**What you are asked to do:** Look through the lines of the material and count those containing "React". Give that count alone.

**Information provided:**
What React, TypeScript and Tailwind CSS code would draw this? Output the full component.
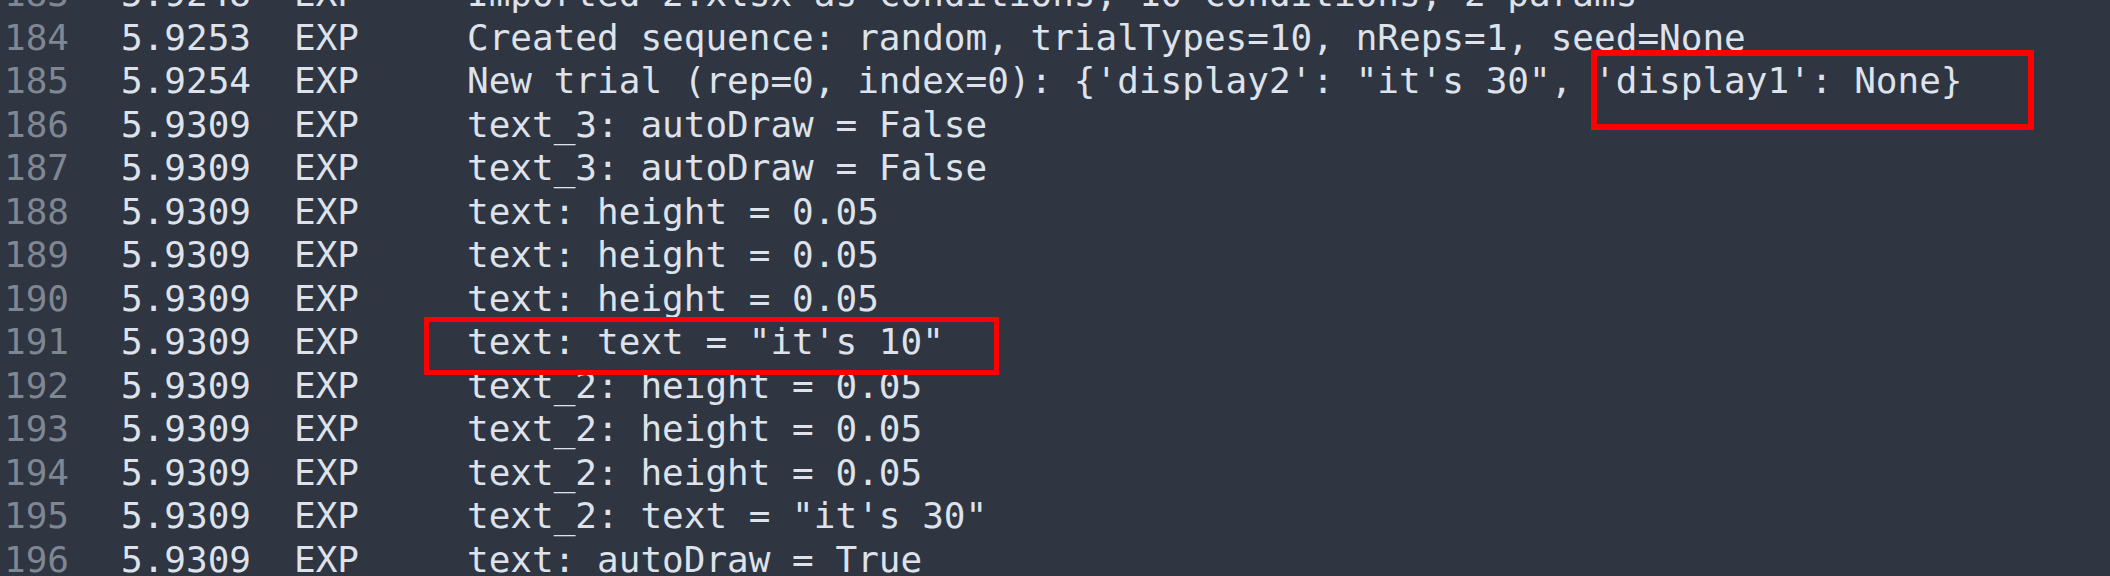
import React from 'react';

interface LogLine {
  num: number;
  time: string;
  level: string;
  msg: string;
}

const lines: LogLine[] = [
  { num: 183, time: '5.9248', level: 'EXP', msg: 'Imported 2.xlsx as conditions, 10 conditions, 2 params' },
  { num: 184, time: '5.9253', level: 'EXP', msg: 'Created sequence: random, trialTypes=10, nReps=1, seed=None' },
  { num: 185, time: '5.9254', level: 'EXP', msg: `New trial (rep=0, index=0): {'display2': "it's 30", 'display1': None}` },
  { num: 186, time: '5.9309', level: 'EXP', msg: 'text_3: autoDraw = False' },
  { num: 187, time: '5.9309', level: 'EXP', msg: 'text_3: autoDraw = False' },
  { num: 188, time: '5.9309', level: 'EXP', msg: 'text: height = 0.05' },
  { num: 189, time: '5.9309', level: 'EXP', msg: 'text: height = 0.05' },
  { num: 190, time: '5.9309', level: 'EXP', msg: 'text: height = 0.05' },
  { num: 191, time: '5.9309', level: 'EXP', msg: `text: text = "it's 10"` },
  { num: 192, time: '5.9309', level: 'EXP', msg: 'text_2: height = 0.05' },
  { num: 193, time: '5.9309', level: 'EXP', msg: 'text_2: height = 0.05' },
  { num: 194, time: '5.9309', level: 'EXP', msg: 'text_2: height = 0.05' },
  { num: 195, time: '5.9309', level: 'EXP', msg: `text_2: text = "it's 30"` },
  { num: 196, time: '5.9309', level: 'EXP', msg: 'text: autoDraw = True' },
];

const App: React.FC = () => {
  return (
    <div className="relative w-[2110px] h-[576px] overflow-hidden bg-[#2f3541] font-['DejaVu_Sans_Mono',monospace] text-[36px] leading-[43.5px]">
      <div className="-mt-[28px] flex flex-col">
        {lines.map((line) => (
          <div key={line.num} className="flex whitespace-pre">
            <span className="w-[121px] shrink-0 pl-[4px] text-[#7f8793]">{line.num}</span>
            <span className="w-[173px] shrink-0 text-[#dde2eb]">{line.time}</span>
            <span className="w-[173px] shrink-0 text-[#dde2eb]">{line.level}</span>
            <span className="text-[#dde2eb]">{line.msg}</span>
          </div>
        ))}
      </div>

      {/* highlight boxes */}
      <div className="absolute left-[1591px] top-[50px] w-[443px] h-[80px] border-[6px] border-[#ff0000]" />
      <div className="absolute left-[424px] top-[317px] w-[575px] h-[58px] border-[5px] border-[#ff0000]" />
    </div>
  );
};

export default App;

**Solved exercise:** 3